El enfrentamiento del Caballero de los Espejos y Don Quijote es breve y veloz; el caballo del primero se para en mitad de la carrera, y el campeón de Dulcinea encuentra a su rival con tanta fuerza que lo derriba. La caída lo hace quedar inconsciente. Don Quijote desmonta y quita a su rival “...las lazadas del yelmo para ver si era muerto”. Ver el rostro del bachiller Carrasco le causa una lógica sorpresa y lo atribuye a la acción de los encantadores, pero al notar que el de los Espejos vuelve en sí, le pone la punta de su espada en el rostro y le dice que es muerto, a menos que confiese que Dulcinea aventaja en belleza a Casildea de Vandalia y que prometa además ir al Toboso y presentarse ante su señora, a lo cual se aviene el derrotado.

Lisuarte de Grecia también derriba rápidamente a su oponente, y éste echa la culpa de la caída a su caballo; se enfrentan con las espadas y a poco el griego le da tal golpe al otro que lo derriba en el suelo sin sentido. Lisuarte se acerca al caído “...y cortóle los lazos del yelmo y sacó de la cabeza y púsole la punta del espada en el rostro y él volvió en su acuerdo, y alzando los ojos vio su enemigo sobre sí con la espada desnuda y hubo pavor de muerte. El caballero le dijo: “Caballero, dados por vencido y desdecíos de la mentira que dijistes o muerto sois.” El héroe griego también obliga al vencido (que es Rolandín el músico, hijo del rey de Organia) a comprometerse a ir a la corte de Amadís de Gaula y presentarse ante éste.
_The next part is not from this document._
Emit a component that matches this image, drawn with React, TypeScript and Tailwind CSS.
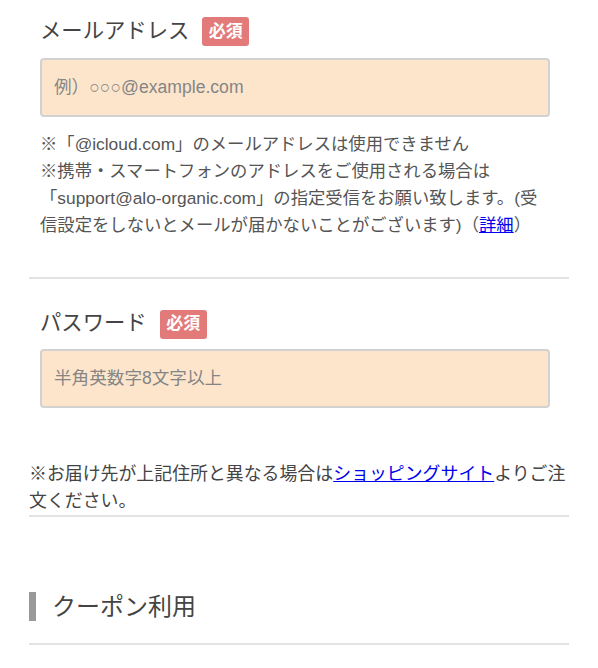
import React from "react";

const FONT = { fontFamily: '"Liberation Sans", "Noto Sans CJK JP", sans-serif' };

function Badge() {
  return (
    <span className="ml-[13px] inline-flex h-[29px] w-[47px] items-center justify-center rounded-[3px] bg-[#e27a7a] text-[17px] font-semibold text-white">
      必須
    </span>
  );
}

export default function App() {
  return (
    <div className="min-h-[668px] w-[598px] bg-white text-[#444]" style={FONT}>
      <div className="px-[29px]">
        {/* Email */}
        <div className="pl-[11px] pr-[19px] pt-[17px]">
          <div className="flex h-[29px] items-center">
            <span className="text-[21.33px] leading-none text-[#444]">メールアドレス</span>
            <Badge />
          </div>
          <div className="mt-[12px] flex h-[59px] items-center rounded-[4px] border-2 border-[#d2d2d2] bg-[#fde5cc] px-[12px] text-[17.6px] text-[#858585]">
            例）○○○@example.com
          </div>
          <p className="mt-[14px] text-[17.33px] leading-[27px] text-[#555]">
            ※「@icloud.com」のメールアドレスは使用できません
            <br />
            ※携帯・スマートフォンのアドレスをご使用される場合は
            <br />
            「support@alo-organic.com」の指定受信をお願い致します。(受信設定をしないとメールが届かないことがございます)（
            <a href="#" className="text-[#0000ee] underline">
              詳細
            </a>
            ）
          </p>
        </div>

        <div className="mt-[38px] h-[2px] bg-[#e3e3e3]" />

        {/* Password */}
        <div className="pl-[11px] pr-[19px] pt-[31px]">
          <div className="flex h-[28px] items-center">
            <span className="text-[21.33px] leading-none text-[#444]">パスワード</span>
            <Badge />
          </div>
          <div className="mt-[11px] flex h-[59px] items-center rounded-[4px] border-2 border-[#d2d2d2] bg-[#fde5cc] px-[12px] text-[17.6px] text-[#858585]">
            半角英数字8文字以上
          </div>
        </div>

        <p className="mt-[53px] text-[17.9px] leading-[27px] text-[#444]">
          ※お届け先が上記住所と異なる場合は
          <a href="#" className="text-[#0000ee] underline">
            ショッピングサイト
          </a>
          よりご注文ください。
        </p>
        <div className="h-[2px] bg-[#e3e3e3]" />

        {/* Coupon */}
        <div className="mt-[75px] flex h-[29px] items-center">
          <div className="h-[29px] w-[7px] bg-[#999]" />
          <span className="ml-[16px] text-[24px] leading-none text-[#444]">クーポン利用</span>
        </div>
        <div className="mt-[22px] h-[2px] bg-[#e3e3e3]" />
      </div>
    </div>
  );
}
La acción de las obras de Díaz y Cervantes continúa por derroteros muy diferentes. Sin embargo, los pasajes antes comentados permiten suponer que Cervantes conoció bien el Lisuarte de Díaz y a lo mejor hasta lo tenía a la vista, a pesar de que a principios del siglo XVII ya debía ser una obra bastante rara.
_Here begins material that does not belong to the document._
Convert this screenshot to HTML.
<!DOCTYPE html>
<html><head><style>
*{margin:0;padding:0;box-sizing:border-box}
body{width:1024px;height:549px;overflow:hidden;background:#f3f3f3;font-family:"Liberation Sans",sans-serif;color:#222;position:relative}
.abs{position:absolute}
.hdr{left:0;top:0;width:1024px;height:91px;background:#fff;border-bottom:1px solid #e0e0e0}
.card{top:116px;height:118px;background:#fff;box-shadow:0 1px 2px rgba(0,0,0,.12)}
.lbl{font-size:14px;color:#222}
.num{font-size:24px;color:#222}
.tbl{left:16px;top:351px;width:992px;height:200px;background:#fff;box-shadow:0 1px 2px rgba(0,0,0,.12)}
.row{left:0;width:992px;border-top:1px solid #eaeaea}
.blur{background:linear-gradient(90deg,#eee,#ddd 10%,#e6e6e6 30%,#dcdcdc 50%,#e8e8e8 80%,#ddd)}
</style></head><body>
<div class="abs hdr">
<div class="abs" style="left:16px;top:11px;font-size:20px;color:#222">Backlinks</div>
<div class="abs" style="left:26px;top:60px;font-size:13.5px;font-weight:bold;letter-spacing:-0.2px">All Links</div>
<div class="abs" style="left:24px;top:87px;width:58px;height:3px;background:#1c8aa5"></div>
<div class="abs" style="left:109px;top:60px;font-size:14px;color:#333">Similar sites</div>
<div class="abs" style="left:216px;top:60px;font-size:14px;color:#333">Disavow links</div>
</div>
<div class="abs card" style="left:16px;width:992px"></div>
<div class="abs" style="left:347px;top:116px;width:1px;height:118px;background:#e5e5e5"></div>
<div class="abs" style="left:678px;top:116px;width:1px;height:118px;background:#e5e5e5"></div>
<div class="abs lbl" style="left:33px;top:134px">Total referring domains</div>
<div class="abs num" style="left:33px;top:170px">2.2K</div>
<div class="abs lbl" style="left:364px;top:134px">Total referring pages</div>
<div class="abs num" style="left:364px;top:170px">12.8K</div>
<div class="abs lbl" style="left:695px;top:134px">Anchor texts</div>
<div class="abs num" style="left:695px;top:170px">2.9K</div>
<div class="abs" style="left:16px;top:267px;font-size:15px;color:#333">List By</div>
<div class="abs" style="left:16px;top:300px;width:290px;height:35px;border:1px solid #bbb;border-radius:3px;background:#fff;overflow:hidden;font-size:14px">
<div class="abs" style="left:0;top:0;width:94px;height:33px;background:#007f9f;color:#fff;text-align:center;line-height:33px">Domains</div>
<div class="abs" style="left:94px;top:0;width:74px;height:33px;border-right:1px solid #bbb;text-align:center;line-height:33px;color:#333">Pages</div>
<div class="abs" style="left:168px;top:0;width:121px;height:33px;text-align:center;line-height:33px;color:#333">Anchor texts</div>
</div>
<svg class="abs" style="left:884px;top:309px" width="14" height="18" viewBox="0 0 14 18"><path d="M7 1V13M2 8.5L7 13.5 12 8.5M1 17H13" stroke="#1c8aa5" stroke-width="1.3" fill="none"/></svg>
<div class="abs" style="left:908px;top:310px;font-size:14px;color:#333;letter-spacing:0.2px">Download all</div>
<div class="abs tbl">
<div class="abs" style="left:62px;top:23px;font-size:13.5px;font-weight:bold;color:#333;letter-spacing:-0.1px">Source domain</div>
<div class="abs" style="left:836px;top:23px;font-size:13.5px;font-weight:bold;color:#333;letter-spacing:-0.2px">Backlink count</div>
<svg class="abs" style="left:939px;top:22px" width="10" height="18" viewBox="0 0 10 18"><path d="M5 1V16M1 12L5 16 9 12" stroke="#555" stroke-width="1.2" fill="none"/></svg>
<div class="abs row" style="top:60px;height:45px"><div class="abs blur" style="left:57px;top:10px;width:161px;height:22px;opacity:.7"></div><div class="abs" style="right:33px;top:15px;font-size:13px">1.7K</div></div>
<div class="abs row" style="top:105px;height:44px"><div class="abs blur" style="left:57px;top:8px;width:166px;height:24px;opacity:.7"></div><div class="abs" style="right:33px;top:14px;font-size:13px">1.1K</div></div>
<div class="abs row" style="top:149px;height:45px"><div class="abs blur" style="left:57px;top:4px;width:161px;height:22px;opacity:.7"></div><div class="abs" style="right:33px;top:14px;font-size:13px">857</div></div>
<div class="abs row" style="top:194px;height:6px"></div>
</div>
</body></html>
Los estudiosos de los libros de caballerías apenas han reparado en el segundo Lisuarte. Gayangos lo debe haber leído sin mayor atención, ya que no menciona en absoluto el episodio de Rolandín. Diego Clemencín, que no tuvo oportunidad de consultar la obra de Díaz, citó como posibles fuentes de la aventura del Caballero de los Espejos un episodio de Olivante de Laura, otro de Leandro el Bel y especialmente el relatado en el capítulo del Lisuarte de Silva. Pero si se comparan con detenimiento la aventura del caballero de los Espejos y los episodios de ambos Lisuartes, es bien visible que las páginas de Cervantes se asemejan mucho más a las de Díaz que a las de Silva. En el primer Lisuarte, mientras el héroe griego pasa una noche en despoblado, oye llegar a un caballero solo, que desmonta y dedica una alabanza a una dama sin par. Lisuarte considera esta expresión injuriosa para su señora (Onoloria de Trapisonda) y desfía al desconocido. En plena noche, los caballeros se enfrentan a pie con sus espadas, pero al llegar el alba el combate se interrumpe cuando descubren sus identidades: el desconocido es Perión de Gaula, tío de Lisuarte.
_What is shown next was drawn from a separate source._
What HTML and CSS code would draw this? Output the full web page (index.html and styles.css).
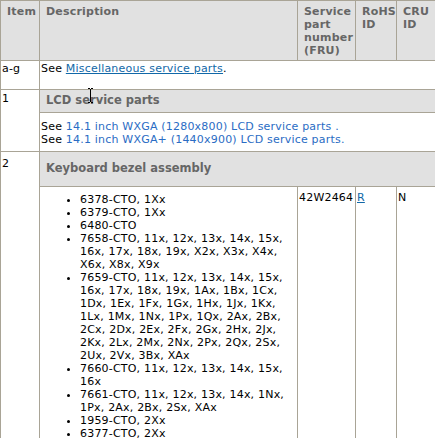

En el relato de Silva, Perión de Gaula anda solo, no canta, combate a pie y de noche, y el enfrentamiento no concluye. En el segundo Lisuarte, Rolandín, al igual que el Caballero del Bosque o de los Espejos, va acompañado de un escudero, dedica una emotiva canción a su señora (cuyo texto se incluye tanto en el Quijote como en el Lisuarte de Díaz), pide a su oponente que combatan de día y protagoniza el enfrentamiento a caballo. Como el héroe de Díaz, Don Quijote derriba a su oponente, le mira el rostro y al notar que vuelve en sí le pone la punta de la espada en la cara, le obliga a reconocer su derrota y lo envía ante Dulcinea del mismo modo que Lisuarte ordena a Rolandín que se presente ante el rey Amadís.

Incluso ciertos pasajes del episodio cervantino (por ejemplo, las referencias a la calidad de la voz del Caballero de los Espejos, a su apariencia y a los defectos de su cabalgadura) cobran mayor sentido humorístico si se les compara con los escritos en serio por Díaz con respecto a Rolandín el músico. Nada de eso resulta de la comparación con el texto de Silva.

Es, pues, posible que Cervantes, cuya familiaridad con los libros de caballerías cada vez resulta más evidente, haya conocido bien el Lisuarte de Juan Díaz y que de éste derive directamente la aventura del Caballero de los Espejos.